Entries from a dataset:
— BEGIN —
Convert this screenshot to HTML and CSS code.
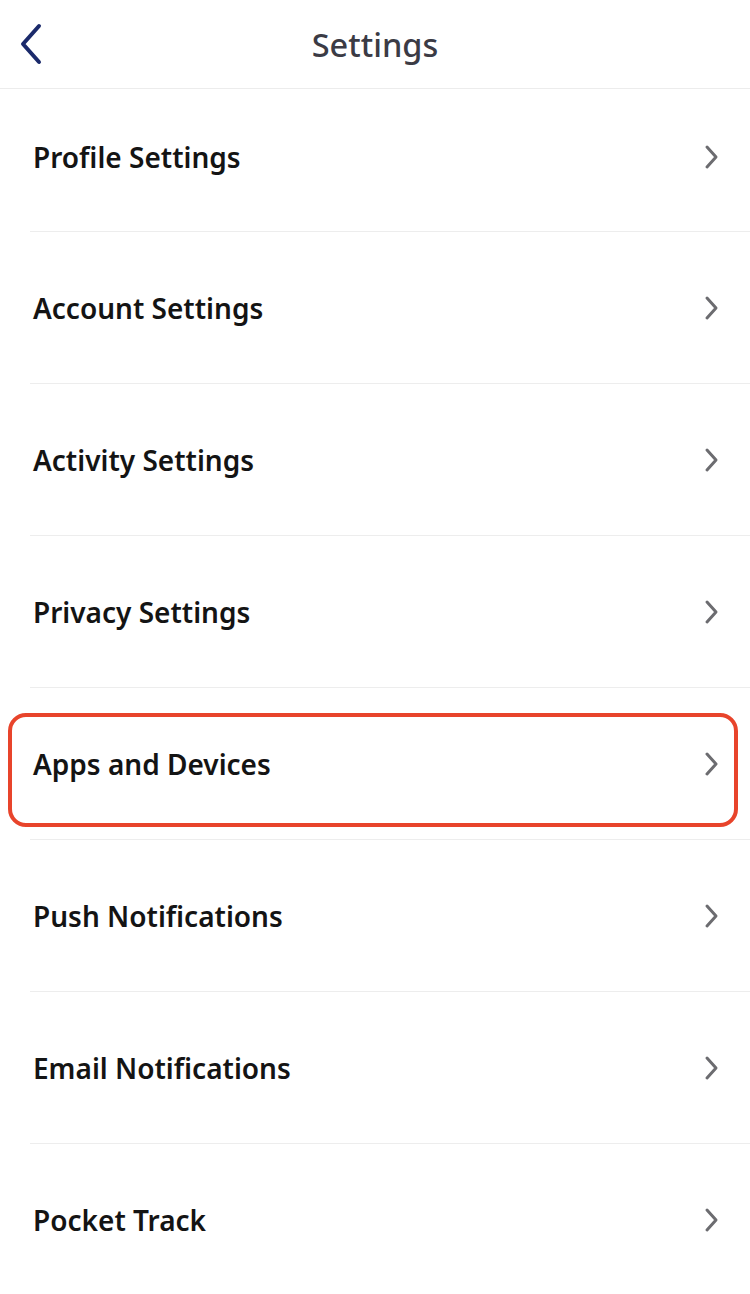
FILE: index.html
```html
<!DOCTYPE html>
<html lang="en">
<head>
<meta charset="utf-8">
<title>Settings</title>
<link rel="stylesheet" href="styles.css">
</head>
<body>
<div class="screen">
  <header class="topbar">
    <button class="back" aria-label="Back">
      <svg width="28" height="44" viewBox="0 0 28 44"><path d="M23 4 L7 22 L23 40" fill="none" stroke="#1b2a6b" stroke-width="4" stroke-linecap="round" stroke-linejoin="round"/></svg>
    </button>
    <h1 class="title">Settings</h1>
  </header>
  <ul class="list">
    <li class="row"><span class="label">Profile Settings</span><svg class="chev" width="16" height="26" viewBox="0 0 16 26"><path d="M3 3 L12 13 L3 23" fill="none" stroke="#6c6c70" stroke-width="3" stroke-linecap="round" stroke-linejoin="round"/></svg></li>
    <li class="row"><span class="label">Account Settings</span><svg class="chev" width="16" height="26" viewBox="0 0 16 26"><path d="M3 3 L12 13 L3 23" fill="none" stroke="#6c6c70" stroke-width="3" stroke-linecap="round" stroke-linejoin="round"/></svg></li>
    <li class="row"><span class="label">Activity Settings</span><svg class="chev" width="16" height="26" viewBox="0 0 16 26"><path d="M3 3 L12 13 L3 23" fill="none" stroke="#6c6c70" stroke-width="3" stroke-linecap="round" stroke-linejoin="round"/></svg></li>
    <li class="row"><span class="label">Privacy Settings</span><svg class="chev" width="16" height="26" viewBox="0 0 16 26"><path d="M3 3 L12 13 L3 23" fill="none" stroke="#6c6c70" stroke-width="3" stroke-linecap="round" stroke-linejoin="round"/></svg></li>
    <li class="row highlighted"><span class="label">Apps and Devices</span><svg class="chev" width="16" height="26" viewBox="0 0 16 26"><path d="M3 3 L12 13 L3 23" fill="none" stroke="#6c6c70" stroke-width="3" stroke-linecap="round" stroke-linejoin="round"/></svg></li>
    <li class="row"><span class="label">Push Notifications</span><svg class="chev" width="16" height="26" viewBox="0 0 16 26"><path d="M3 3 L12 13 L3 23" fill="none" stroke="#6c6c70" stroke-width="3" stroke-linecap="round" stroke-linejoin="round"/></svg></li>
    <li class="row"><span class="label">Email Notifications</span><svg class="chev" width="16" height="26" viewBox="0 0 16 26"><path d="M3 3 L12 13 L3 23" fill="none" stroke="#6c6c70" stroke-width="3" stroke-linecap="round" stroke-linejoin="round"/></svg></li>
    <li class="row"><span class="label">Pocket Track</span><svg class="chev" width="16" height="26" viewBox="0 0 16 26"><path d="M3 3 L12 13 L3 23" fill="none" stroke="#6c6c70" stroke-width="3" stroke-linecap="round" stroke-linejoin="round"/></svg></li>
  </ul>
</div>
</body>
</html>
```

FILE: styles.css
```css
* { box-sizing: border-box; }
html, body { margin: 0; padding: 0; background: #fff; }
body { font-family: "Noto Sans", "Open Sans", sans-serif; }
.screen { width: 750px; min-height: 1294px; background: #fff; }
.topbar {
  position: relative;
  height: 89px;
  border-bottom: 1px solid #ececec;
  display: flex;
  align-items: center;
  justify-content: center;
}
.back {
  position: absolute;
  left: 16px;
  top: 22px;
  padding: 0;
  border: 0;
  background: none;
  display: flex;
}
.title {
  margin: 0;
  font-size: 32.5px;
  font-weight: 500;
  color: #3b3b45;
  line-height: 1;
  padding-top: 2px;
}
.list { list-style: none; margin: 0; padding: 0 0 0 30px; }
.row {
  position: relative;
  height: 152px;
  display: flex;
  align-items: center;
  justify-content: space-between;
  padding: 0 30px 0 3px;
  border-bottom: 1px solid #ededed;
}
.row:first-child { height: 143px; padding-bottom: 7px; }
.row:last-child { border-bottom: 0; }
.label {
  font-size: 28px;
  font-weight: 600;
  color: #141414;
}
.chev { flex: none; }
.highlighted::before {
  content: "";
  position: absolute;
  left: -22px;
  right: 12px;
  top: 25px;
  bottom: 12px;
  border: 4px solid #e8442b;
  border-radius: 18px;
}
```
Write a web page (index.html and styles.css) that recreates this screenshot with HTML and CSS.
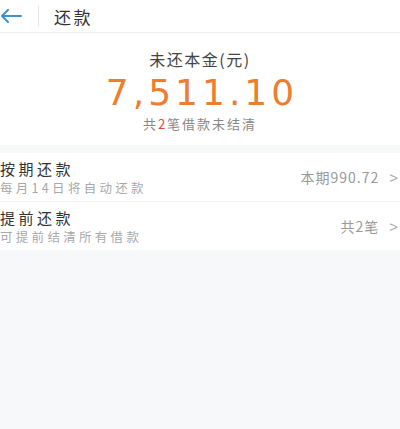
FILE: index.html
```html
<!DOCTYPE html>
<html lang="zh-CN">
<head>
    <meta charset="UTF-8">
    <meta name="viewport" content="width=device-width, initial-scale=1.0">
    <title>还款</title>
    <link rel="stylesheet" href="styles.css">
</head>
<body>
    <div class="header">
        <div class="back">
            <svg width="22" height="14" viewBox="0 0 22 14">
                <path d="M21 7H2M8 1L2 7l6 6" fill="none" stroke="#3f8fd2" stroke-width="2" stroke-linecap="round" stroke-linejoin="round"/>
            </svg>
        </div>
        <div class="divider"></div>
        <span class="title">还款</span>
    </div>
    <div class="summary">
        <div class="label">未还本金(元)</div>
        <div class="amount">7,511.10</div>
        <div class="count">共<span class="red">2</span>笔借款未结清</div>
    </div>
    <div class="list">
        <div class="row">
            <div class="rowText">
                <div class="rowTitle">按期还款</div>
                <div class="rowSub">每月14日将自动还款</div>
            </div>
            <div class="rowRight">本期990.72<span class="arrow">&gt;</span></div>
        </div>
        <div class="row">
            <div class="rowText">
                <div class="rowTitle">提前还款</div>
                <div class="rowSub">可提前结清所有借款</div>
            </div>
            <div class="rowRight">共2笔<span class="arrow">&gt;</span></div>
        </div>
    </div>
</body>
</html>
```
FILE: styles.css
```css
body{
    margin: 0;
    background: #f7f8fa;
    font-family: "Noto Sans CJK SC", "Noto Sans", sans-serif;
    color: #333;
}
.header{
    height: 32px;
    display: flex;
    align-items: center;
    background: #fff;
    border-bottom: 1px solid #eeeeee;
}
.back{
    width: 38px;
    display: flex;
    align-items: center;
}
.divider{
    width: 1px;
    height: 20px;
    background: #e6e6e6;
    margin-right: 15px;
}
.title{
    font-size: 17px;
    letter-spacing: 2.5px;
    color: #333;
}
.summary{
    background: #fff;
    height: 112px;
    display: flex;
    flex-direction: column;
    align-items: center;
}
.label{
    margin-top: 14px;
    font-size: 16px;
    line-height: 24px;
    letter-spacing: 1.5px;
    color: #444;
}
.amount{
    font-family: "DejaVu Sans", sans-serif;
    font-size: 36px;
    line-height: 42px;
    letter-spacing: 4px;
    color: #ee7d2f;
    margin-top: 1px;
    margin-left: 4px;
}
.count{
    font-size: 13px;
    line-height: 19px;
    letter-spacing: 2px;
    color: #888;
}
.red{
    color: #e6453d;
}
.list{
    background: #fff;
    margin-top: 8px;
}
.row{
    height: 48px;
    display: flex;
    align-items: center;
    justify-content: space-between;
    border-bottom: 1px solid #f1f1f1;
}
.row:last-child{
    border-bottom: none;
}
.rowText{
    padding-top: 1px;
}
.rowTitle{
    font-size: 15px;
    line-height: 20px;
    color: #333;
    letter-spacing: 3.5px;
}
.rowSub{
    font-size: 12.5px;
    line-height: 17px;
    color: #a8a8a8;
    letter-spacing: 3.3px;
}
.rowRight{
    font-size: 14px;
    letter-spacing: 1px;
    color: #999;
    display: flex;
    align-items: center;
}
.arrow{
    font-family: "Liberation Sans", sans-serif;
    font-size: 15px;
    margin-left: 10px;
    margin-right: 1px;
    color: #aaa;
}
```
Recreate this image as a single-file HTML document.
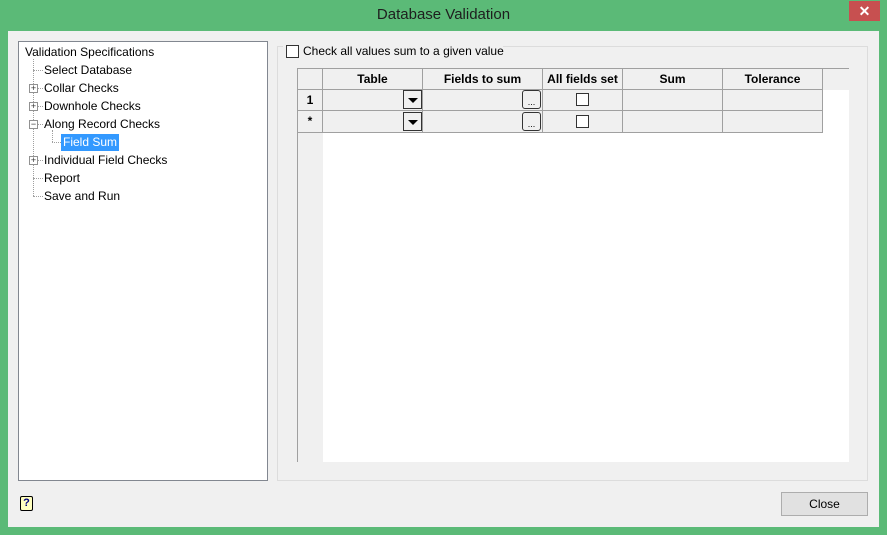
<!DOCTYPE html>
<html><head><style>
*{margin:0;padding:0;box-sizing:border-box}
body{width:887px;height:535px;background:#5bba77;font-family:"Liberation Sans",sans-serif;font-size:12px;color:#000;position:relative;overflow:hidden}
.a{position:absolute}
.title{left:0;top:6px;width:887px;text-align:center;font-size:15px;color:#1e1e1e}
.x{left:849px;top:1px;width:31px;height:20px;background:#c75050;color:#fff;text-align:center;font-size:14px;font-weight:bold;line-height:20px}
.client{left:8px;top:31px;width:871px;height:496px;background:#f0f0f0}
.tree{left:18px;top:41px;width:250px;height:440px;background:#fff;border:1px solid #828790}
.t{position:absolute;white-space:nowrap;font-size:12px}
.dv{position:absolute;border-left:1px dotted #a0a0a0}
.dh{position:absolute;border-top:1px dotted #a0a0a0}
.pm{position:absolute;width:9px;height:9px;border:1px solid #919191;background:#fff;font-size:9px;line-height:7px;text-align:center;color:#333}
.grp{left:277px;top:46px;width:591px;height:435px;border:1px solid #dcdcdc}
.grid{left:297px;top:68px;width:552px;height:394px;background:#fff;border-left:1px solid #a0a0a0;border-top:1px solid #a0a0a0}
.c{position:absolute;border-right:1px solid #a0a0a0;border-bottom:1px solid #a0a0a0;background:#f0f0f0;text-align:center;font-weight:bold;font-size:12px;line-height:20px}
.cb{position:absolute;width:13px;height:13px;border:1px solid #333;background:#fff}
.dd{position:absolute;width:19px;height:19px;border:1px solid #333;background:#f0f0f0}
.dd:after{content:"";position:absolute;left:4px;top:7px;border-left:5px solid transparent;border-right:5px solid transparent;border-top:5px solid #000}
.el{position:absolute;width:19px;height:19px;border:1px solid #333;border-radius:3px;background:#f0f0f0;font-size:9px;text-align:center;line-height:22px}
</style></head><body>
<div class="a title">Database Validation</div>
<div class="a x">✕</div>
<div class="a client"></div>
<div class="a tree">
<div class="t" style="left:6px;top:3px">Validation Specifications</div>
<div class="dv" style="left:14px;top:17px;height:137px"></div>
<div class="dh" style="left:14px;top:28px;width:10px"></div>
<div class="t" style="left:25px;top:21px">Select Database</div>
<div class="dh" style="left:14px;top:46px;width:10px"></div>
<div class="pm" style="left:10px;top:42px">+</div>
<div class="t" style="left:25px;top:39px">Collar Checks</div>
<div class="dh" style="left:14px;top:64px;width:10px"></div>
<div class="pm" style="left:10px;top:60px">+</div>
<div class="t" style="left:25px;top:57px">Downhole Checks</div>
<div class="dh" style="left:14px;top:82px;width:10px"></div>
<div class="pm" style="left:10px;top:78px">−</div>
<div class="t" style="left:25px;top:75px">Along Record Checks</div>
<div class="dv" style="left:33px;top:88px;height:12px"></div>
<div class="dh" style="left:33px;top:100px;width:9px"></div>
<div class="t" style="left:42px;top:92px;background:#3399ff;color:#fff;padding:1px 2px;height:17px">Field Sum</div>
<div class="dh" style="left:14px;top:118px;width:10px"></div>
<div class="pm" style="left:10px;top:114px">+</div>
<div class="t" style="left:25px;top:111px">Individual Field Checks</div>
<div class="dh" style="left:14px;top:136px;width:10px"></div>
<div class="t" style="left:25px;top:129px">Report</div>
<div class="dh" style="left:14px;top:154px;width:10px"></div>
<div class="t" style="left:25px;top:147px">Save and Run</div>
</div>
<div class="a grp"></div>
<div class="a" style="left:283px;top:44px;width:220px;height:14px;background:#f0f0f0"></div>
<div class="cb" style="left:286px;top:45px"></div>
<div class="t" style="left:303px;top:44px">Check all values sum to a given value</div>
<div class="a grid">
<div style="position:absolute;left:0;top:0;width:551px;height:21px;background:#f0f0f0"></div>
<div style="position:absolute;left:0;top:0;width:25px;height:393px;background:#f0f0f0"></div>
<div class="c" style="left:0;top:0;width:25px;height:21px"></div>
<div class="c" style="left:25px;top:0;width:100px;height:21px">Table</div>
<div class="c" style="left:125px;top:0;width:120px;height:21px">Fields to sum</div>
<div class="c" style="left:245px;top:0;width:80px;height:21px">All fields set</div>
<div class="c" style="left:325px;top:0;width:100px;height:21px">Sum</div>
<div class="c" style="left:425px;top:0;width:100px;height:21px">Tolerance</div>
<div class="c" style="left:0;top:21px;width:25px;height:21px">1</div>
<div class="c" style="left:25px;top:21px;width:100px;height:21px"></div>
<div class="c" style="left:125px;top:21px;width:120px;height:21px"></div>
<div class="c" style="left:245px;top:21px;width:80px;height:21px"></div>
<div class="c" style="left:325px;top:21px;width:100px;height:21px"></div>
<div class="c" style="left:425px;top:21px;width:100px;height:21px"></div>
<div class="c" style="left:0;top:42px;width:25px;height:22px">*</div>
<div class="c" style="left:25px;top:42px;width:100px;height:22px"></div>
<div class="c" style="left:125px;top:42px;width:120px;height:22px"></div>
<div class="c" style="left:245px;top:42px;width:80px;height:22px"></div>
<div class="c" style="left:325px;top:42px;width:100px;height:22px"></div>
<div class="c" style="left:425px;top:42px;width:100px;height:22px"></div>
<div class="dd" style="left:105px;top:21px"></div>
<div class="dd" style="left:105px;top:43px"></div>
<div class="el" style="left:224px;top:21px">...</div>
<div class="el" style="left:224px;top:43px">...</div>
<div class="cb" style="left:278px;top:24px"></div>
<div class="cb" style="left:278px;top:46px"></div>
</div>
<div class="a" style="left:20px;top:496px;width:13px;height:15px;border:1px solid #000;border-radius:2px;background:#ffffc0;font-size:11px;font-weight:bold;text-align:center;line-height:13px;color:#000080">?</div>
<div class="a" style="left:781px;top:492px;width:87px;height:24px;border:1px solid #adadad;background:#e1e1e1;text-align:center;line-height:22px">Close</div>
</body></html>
— END —
• TASK REQUIREMENTS: Go through the material and copy out every line with "screenshot" in it.

• TASK SOLUTION:
Convert this screenshot to HTML and CSS code.
Write a web page (index.html and styles.css) that recreates this screenshot with HTML and CSS.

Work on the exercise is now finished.